*REQUIRED WORK*. Search the records below for the word "Tailwind" and show every line where it occurs.
>> Begin SUPPLIED INFORMATION
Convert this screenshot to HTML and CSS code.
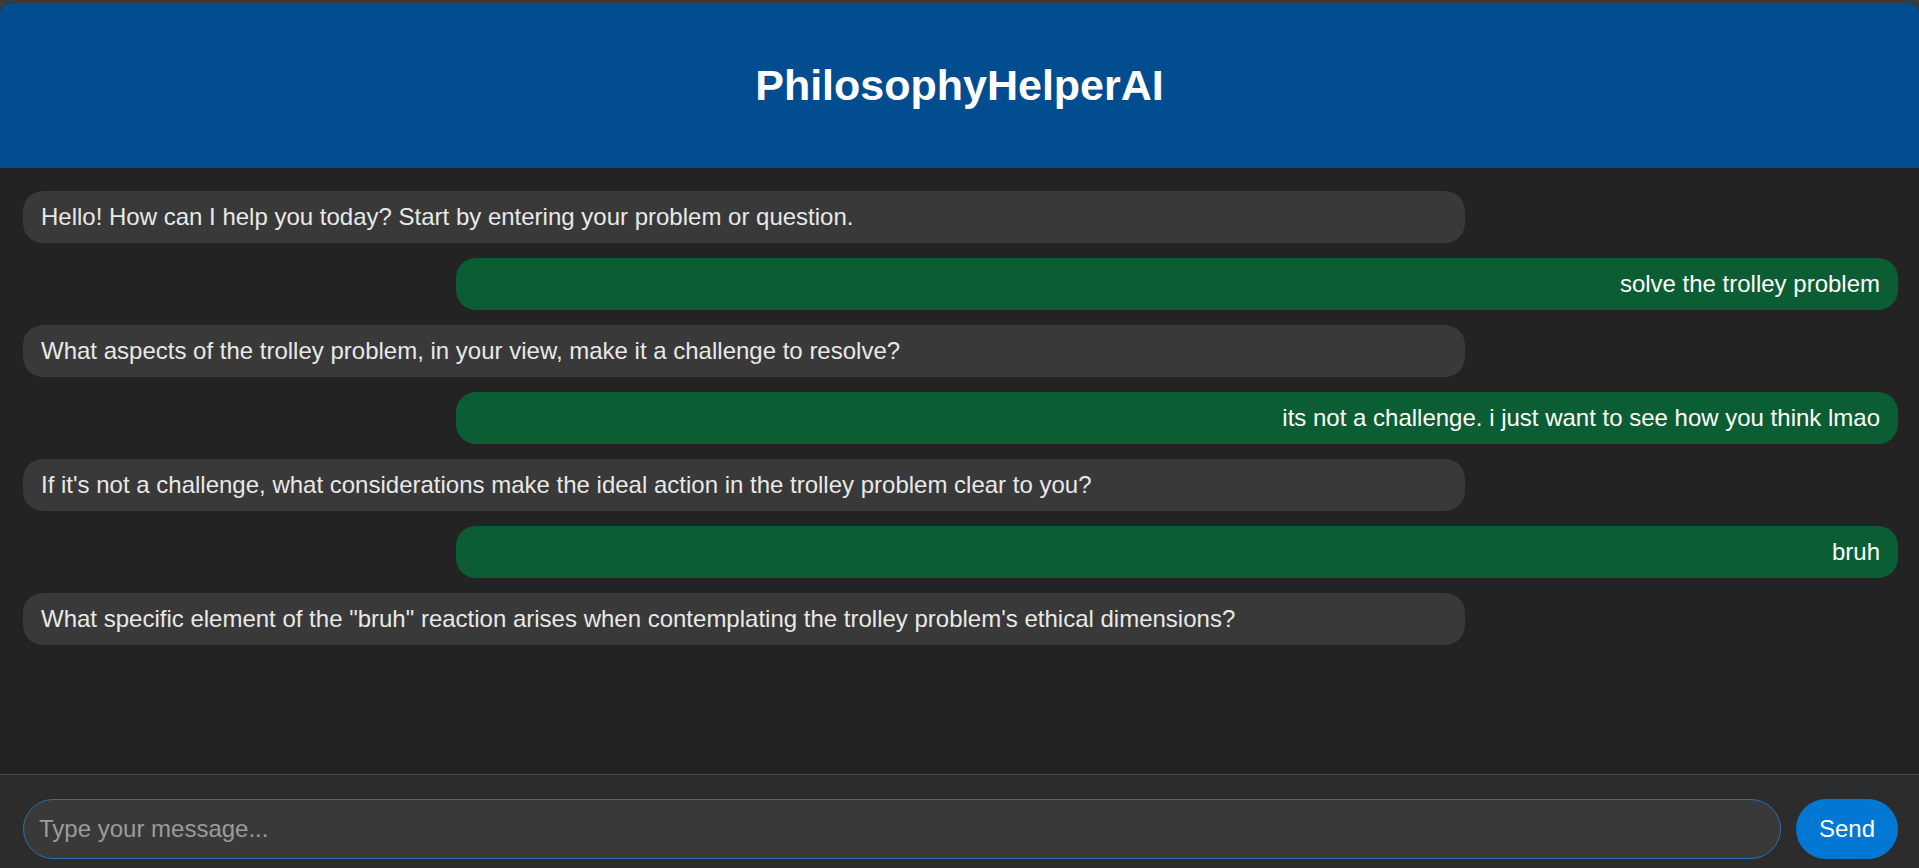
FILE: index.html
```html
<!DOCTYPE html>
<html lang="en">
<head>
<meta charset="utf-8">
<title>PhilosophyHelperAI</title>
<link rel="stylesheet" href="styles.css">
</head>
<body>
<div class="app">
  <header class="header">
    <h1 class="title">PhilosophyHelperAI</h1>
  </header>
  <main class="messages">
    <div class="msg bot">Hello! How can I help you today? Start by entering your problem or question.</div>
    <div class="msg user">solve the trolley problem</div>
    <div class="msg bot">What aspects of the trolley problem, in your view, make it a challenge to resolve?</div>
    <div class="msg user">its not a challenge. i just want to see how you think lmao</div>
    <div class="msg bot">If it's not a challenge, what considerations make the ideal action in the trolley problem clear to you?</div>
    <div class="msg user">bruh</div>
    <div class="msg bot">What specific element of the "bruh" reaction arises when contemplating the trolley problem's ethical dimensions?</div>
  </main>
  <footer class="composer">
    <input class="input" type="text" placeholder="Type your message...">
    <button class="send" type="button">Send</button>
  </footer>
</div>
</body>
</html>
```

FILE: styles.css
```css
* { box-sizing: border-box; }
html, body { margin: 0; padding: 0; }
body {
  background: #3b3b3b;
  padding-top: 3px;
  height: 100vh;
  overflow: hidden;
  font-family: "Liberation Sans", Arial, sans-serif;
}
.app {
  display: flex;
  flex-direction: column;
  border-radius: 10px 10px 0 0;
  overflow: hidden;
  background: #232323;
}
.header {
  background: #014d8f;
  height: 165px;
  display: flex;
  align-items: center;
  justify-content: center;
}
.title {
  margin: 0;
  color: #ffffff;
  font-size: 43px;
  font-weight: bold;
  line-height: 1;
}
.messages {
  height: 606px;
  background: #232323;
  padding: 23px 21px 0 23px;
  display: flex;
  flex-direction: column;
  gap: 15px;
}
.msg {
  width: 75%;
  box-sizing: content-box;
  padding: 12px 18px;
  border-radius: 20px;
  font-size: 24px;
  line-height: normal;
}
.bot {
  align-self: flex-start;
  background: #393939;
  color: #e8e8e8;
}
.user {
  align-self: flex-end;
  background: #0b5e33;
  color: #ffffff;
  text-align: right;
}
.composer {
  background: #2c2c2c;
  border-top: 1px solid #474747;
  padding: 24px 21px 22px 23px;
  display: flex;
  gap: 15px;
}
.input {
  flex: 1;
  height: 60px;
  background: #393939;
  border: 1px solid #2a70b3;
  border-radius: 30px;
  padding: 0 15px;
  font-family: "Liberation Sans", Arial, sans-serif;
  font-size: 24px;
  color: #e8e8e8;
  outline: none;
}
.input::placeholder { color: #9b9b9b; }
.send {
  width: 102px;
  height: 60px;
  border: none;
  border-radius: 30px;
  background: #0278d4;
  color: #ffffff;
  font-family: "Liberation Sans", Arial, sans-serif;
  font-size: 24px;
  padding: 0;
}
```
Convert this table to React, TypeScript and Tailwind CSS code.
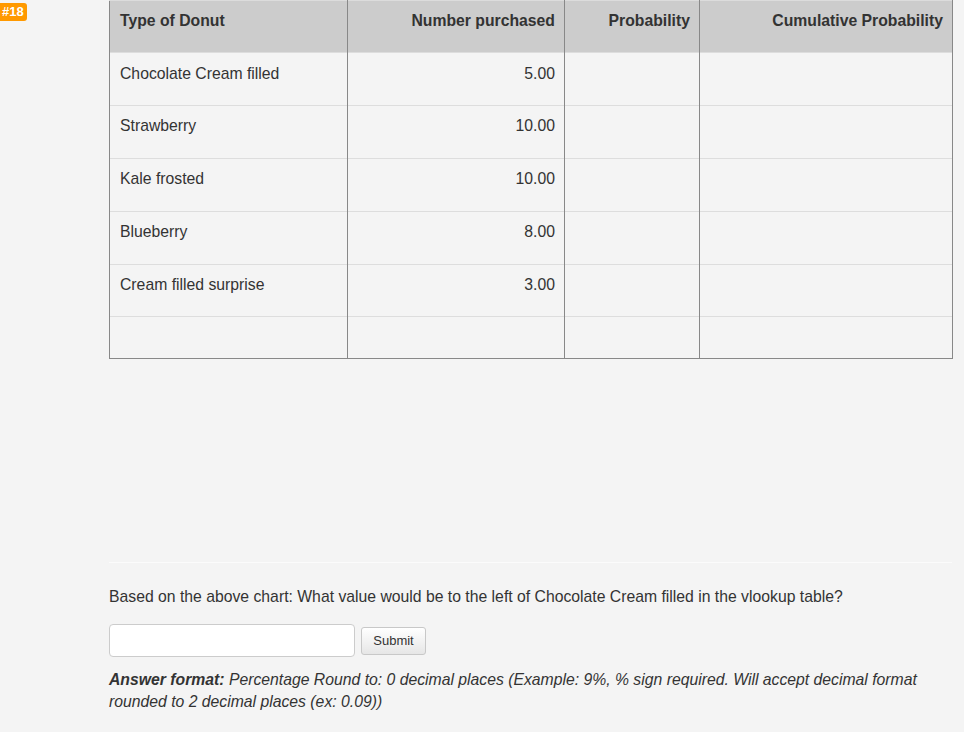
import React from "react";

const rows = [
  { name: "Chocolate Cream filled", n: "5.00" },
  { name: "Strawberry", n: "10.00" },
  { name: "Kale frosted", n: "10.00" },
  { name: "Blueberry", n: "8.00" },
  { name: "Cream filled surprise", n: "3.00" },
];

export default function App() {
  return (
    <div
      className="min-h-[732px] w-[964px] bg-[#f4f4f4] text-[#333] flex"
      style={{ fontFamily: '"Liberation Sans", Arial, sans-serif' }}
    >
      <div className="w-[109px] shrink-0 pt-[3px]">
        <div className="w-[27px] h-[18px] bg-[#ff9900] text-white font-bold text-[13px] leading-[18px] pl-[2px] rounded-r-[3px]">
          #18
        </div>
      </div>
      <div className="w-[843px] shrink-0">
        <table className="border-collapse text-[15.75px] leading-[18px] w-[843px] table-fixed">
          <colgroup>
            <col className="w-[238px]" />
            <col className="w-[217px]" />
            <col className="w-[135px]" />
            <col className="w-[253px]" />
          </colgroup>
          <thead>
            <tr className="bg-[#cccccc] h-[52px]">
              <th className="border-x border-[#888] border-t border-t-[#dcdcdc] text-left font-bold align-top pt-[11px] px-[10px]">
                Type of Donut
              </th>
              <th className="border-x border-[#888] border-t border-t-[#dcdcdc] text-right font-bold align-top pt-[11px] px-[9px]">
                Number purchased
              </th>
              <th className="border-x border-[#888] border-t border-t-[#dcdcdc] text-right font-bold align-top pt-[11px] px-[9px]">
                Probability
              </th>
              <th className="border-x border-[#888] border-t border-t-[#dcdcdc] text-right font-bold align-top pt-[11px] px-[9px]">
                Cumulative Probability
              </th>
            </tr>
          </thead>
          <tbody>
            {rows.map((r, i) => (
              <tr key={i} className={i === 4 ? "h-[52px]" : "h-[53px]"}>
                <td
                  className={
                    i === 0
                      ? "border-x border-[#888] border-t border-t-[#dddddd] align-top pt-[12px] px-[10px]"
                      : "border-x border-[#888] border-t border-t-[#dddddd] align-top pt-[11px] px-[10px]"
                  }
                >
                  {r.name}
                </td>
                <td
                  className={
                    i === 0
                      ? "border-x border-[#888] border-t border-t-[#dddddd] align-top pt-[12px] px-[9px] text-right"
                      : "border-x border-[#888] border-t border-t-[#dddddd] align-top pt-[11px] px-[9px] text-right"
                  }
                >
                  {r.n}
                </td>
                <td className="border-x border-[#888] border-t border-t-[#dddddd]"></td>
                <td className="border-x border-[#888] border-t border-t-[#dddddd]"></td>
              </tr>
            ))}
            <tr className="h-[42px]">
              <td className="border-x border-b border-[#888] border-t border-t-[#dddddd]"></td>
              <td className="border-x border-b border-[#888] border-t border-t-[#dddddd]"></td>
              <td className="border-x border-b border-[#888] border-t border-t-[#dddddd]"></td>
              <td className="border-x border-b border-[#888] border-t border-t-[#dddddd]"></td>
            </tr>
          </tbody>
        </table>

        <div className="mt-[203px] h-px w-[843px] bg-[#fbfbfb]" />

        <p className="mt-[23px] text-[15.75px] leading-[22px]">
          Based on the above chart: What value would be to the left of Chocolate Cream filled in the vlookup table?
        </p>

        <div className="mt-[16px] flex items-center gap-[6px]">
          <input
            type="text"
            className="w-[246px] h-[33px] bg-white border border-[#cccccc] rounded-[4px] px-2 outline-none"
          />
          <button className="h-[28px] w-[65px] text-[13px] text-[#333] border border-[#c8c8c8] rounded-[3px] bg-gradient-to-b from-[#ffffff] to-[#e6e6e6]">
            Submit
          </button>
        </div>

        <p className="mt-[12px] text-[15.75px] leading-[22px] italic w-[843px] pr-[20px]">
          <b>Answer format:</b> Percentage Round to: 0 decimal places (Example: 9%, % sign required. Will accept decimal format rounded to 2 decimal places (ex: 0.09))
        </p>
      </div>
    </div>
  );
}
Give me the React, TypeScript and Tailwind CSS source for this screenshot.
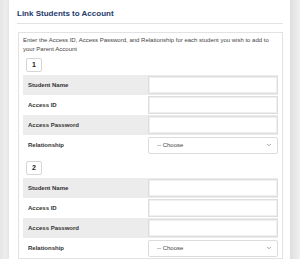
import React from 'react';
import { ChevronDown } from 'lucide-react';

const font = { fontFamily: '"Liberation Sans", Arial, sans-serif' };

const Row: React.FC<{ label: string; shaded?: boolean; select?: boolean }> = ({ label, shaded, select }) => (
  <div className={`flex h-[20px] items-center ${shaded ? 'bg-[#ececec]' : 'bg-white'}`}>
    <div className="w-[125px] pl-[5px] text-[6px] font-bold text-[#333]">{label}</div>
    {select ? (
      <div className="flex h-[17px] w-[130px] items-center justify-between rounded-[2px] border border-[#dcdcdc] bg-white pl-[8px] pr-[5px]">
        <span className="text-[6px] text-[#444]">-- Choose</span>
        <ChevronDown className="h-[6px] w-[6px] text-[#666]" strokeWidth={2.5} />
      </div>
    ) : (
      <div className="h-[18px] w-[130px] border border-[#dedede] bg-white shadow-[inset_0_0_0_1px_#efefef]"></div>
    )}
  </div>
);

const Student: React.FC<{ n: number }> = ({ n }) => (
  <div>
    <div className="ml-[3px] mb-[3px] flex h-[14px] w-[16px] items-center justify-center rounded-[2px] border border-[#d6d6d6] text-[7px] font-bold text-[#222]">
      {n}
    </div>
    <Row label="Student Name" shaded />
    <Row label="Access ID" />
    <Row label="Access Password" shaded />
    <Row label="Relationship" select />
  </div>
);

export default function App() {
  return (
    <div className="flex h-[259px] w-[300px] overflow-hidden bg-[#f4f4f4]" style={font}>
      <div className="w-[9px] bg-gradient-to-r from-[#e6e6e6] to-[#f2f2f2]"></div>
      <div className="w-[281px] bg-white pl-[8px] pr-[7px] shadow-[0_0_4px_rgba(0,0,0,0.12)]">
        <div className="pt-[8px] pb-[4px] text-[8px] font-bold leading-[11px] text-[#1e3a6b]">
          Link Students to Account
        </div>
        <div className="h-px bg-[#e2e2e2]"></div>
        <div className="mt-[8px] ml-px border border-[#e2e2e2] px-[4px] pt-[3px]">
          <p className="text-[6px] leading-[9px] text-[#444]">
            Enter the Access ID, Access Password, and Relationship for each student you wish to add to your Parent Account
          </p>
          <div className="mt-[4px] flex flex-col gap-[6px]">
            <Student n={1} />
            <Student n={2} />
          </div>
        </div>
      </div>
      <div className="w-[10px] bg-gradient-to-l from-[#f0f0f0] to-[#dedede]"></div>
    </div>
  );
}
>> End SUPPLIED INFORMATION
*FINISHED TASK*.
Convert this table to React, TypeScript and Tailwind CSS code.
Give me the React, TypeScript and Tailwind CSS source for this screenshot.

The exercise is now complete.